_Material_.
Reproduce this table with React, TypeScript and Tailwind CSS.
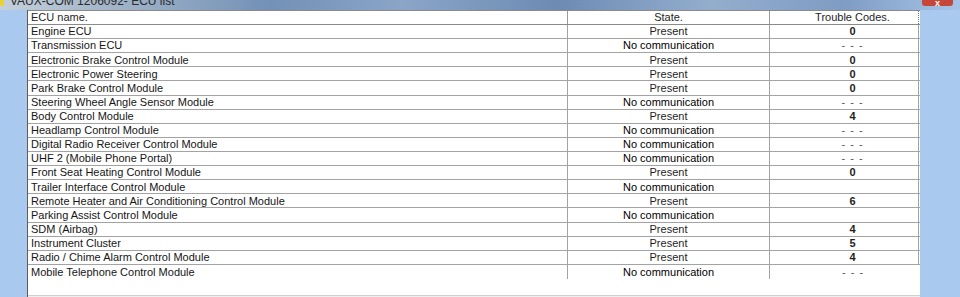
import React from 'react';

type EcuRow = {
  name: string;
  state: 'Present' | 'No communication';
  codes: string;
};

const ROWS: EcuRow[] = [
  { name: 'Engine ECU', state: 'Present', codes: '0' },
  { name: 'Transmission ECU', state: 'No communication', codes: '---' },
  { name: 'Electronic Brake Control Module', state: 'Present', codes: '0' },
  { name: 'Electronic Power Steering', state: 'Present', codes: '0' },
  { name: 'Park Brake Control Module', state: 'Present', codes: '0' },
  { name: 'Steering Wheel Angle Sensor Module', state: 'No communication', codes: '---' },
  { name: 'Body Control Module', state: 'Present', codes: '4' },
  { name: 'Headlamp Control Module', state: 'No communication', codes: '---' },
  { name: 'Digital Radio Receiver Control Module', state: 'No communication', codes: '---' },
  { name: 'UHF 2 (Mobile Phone Portal)', state: 'No communication', codes: '---' },
  { name: 'Front Seat Heating Control Module', state: 'Present', codes: '0' },
  { name: 'Trailer Interface Control Module', state: 'No communication', codes: '' },
  { name: 'Remote Heater and Air Conditioning Control Module', state: 'Present', codes: '6' },
  { name: 'Parking Assist Control Module', state: 'No communication', codes: '' },
  { name: 'SDM (Airbag)', state: 'Present', codes: '4' },
  { name: 'Instrument Cluster', state: 'Present', codes: '5' },
  { name: 'Radio / Chime Alarm Control Module', state: 'Present', codes: '4' },
  { name: 'Mobile Telephone Control Module', state: 'No communication', codes: '---' },
];

function CodesCell({ codes }: { codes: string }) {
  if (codes === '---') {
    return <span className="tracking-[1px] text-[#555]">- - -</span>;
  }
  return <span className="font-bold">{codes}</span>;
}

export default function App() {
  return (
    <div className="flex h-[297px] w-[960px] flex-col overflow-hidden bg-[#a9c9ee] font-['Liberation_Sans',Arial,sans-serif] text-[11px] text-[#1e1e1e]">
      {/* title bar */}
      <div className="flex h-[10px] shrink-0 overflow-hidden bg-[linear-gradient(90deg,#c4d0dc_0%,#a7b8cb_10%,#7391b6_28%,#8aa5c6_42%,#6d8bb3_58%,#93adcd_74%,#7f9cc2_88%,#a6c4e8_100%)]">
        <div className="h-[6px] w-[4px] shrink-0 bg-[#e8d23a]" />
        <span className="-mt-[6px] ml-[6px] text-[12px] leading-[14px] text-[#2a2a2a]">
          VAUX-COM 1206092- ECU list
        </span>
        <div className="ml-auto mr-[7px] flex h-[6px] w-[31px] items-end justify-center rounded-b-[3px] bg-[#c7463a]">
          <span className="text-[9px] leading-[6px] font-bold text-white">x</span>
        </div>
      </div>

      <div className="flex min-h-0 flex-1">
        <div className="w-[27px] shrink-0" />
        <div className="flex w-[893px] flex-col border-l border-[#5c5c5c] bg-white">
          {/* header */}
          <div className="flex h-[15px] shrink-0 border-t border-b border-[#8a8a8a]">
            <div className="flex w-[540px] items-center border-r border-[#9a9a9a] pl-[3px]">ECU name.</div>
            <div className="flex w-[202px] items-center justify-center border-r border-[#9a9a9a]">State.</div>
            <div className="flex w-[149px] items-center justify-center border-r border-dotted border-[#777] pl-[17px]">
              Trouble Codes.
            </div>
          </div>

          {ROWS.map((row, i) => {
            const last = i === ROWS.length - 1;
            return (
              <div
                key={row.name}
                className={
                  last
                    ? 'flex h-[14px] shrink-0'
                    : 'flex h-[14.12px] shrink-0 border-b border-[#a3a3a3]'
                }
              >
                <div className="flex w-[540px] items-center border-r border-[#a3a3a3] pl-[3px] whitespace-nowrap text-[#151515]">
                  {row.name}
                </div>
                <div
                  className={
                    row.state === 'Present'
                      ? 'flex w-[202px] items-center justify-center border-r border-[#a3a3a3]'
                      : 'flex w-[202px] items-center justify-center border-r border-[#a3a3a3] text-black'
                  }
                >
                  {row.state}
                </div>
                <div
                  className={
                    last
                      ? 'flex w-[149px] items-center justify-center pl-[17px]'
                      : 'flex w-[149px] items-center justify-center border-r border-[#a3a3a3] pl-[17px]'
                  }
                >
                  <CodesCell codes={row.codes} />
                </div>
              </div>
            );
          })}

          <div className="flex-1" />
          <div className="h-[2px] shrink-0 border-t border-[#d0d0d0] bg-[#efefef]" />
        </div>
        <div className="flex-1" />
      </div>
    </div>
  );
}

_Work to be completed_. Give an exact reproduction of every line, leaving out any picture.

_Reply_.
Reproduce this table with React, TypeScript and Tailwind CSS.
import React from 'react';

type EcuRow = {
  name: string;
  state: 'Present' | 'No communication';
  codes: string;
};

const ROWS: EcuRow[] = [
  { name: 'Engine ECU', state: 'Present', codes: '0' },
  { name: 'Transmission ECU', state: 'No communication', codes: '---' },
  { name: 'Electronic Brake Control Module', state: 'Present', codes: '0' },
  { name: 'Electronic Power Steering', state: 'Present', codes: '0' },
  { name: 'Park Brake Control Module', state: 'Present', codes: '0' },
  { name: 'Steering Wheel Angle Sensor Module', state: 'No communication', codes: '---' },
  { name: 'Body Control Module', state: 'Present', codes: '4' },
  { name: 'Headlamp Control Module', state: 'No communication', codes: '---' },
  { name: 'Digital Radio Receiver Control Module', state: 'No communication', codes: '---' },
  { name: 'UHF 2 (Mobile Phone Portal)', state: 'No communication', codes: '---' },
  { name: 'Front Seat Heating Control Module', state: 'Present', codes: '0' },
  { name: 'Trailer Interface Control Module', state: 'No communication', codes: '' },
  { name: 'Remote Heater and Air Conditioning Control Module', state: 'Present', codes: '6' },
  { name: 'Parking Assist Control Module', state: 'No communication', codes: '' },
  { name: 'SDM (Airbag)', state: 'Present', codes: '4' },
  { name: 'Instrument Cluster', state: 'Present', codes: '5' },
  { name: 'Radio / Chime Alarm Control Module', state: 'Present', codes: '4' },
  { name: 'Mobile Telephone Control Module', state: 'No communication', codes: '---' },
];

function CodesCell({ codes }: { codes: string }) {
  if (codes === '---') {
    return <span className="tracking-[1px] text-[#555]">- - -</span>;
  }
  return <span className="font-bold">{codes}</span>;
}

export default function App() {
  return (
    <div className="flex h-[297px] w-[960px] flex-col overflow-hidden bg-[#a9c9ee] font-['Liberation_Sans',Arial,sans-serif] text-[11px] text-[#1e1e1e]">
      {/* title bar */}
      <div className="flex h-[10px] shrink-0 overflow-hidden bg-[linear-gradient(90deg,#c4d0dc_0%,#a7b8cb_10%,#7391b6_28%,#8aa5c6_42%,#6d8bb3_58%,#93adcd_74%,#7f9cc2_88%,#a6c4e8_100%)]">
        <div className="h-[6px] w-[4px] shrink-0 bg-[#e8d23a]" />
        <span className="-mt-[6px] ml-[6px] text-[12px] leading-[14px] text-[#2a2a2a]">
          VAUX-COM 1206092- ECU list
        </span>
        <div className="ml-auto mr-[7px] flex h-[6px] w-[31px] items-end justify-center rounded-b-[3px] bg-[#c7463a]">
          <span className="text-[9px] leading-[6px] font-bold text-white">x</span>
        </div>
      </div>

      <div className="flex min-h-0 flex-1">
        <div className="w-[27px] shrink-0" />
        <div className="flex w-[893px] flex-col border-l border-[#5c5c5c] bg-white">
          {/* header */}
          <div className="flex h-[15px] shrink-0 border-t border-b border-[#8a8a8a]">
            <div className="flex w-[540px] items-center border-r border-[#9a9a9a] pl-[3px]">ECU name.</div>
            <div className="flex w-[202px] items-center justify-center border-r border-[#9a9a9a]">State.</div>
            <div className="flex w-[149px] items-center justify-center border-r border-dotted border-[#777] pl-[17px]">
              Trouble Codes.
            </div>
          </div>

          {ROWS.map((row, i) => {
            const last = i === ROWS.length - 1;
            return (
              <div
                key={row.name}
                className={
                  last
                    ? 'flex h-[14px] shrink-0'
                    : 'flex h-[14.12px] shrink-0 border-b border-[#a3a3a3]'
                }
              >
                <div className="flex w-[540px] items-center border-r border-[#a3a3a3] pl-[3px] whitespace-nowrap text-[#151515]">
                  {row.name}
                </div>
                <div
                  className={
                    row.state === 'Present'
                      ? 'flex w-[202px] items-center justify-center border-r border-[#a3a3a3]'
                      : 'flex w-[202px] items-center justify-center border-r border-[#a3a3a3] text-black'
                  }
                >
                  {row.state}
                </div>
                <div
                  className={
                    last
                      ? 'flex w-[149px] items-center justify-center pl-[17px]'
                      : 'flex w-[149px] items-center justify-center border-r border-[#a3a3a3] pl-[17px]'
                  }
                >
                  <CodesCell codes={row.codes} />
                </div>
              </div>
            );
          })}

          <div className="flex-1" />
          <div className="h-[2px] shrink-0 border-t border-[#d0d0d0] bg-[#efefef]" />
        </div>
        <div className="flex-1" />
      </div>
    </div>
  );
}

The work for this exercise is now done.